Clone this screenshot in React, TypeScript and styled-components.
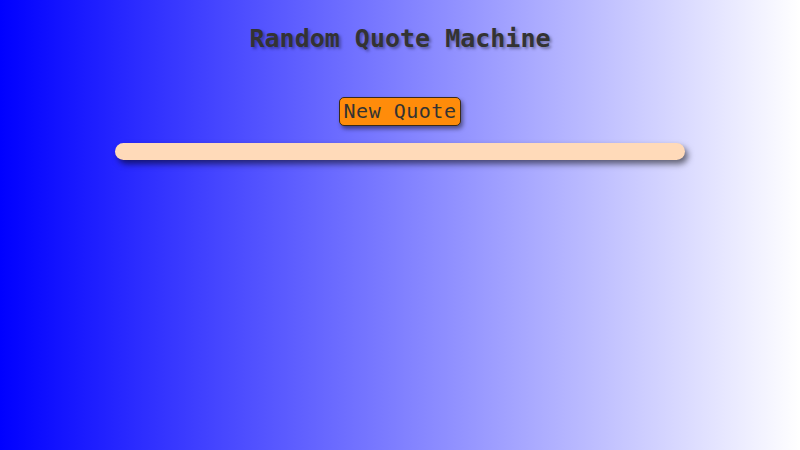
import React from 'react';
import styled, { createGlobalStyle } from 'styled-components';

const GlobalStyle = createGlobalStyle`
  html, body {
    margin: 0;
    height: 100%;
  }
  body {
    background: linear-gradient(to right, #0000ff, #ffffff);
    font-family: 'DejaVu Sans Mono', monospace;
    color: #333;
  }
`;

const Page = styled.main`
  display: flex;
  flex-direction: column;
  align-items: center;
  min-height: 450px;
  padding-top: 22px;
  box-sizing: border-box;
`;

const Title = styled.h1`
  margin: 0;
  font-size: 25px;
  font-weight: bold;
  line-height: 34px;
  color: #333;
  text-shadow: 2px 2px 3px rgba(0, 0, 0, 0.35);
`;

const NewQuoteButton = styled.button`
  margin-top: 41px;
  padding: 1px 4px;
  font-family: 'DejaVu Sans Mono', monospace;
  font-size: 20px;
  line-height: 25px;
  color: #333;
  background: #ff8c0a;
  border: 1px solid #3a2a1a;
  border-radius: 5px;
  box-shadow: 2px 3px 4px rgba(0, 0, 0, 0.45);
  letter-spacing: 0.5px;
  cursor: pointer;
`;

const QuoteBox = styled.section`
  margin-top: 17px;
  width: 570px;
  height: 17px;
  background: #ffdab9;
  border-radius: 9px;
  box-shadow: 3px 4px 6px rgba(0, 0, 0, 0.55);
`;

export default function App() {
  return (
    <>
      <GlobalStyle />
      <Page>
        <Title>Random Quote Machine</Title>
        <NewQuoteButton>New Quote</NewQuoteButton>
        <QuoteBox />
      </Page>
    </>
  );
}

----

Request: Transcribe each line above verbatim, with the pictures left out.

Written solution:
Clone this screenshot in React, TypeScript and styled-components.
import React from 'react';
import styled, { createGlobalStyle } from 'styled-components';

const GlobalStyle = createGlobalStyle`
  html, body {
    margin: 0;
    height: 100%;
  }
  body {
    background: linear-gradient(to right, #0000ff, #ffffff);
    font-family: 'DejaVu Sans Mono', monospace;
    color: #333;
  }
`;

const Page = styled.main`
  display: flex;
  flex-direction: column;
  align-items: center;
  min-height: 450px;
  padding-top: 22px;
  box-sizing: border-box;
`;

const Title = styled.h1`
  margin: 0;
  font-size: 25px;
  font-weight: bold;
  line-height: 34px;
  color: #333;
  text-shadow: 2px 2px 3px rgba(0, 0, 0, 0.35);
`;

const NewQuoteButton = styled.button`
  margin-top: 41px;
  padding: 1px 4px;
  font-family: 'DejaVu Sans Mono', monospace;
  font-size: 20px;
  line-height: 25px;
  color: #333;
  background: #ff8c0a;
  border: 1px solid #3a2a1a;
  border-radius: 5px;
  box-shadow: 2px 3px 4px rgba(0, 0, 0, 0.45);
  letter-spacing: 0.5px;
  cursor: pointer;
`;

const QuoteBox = styled.section`
  margin-top: 17px;
  width: 570px;
  height: 17px;
  background: #ffdab9;
  border-radius: 9px;
  box-shadow: 3px 4px 6px rgba(0, 0, 0, 0.55);
`;

export default function App() {
  return (
    <>
      <GlobalStyle />
      <Page>
        <Title>Random Quote Machine</Title>
        <NewQuoteButton>New Quote</NewQuoteButton>
        <QuoteBox />
      </Page>
    </>
  );
}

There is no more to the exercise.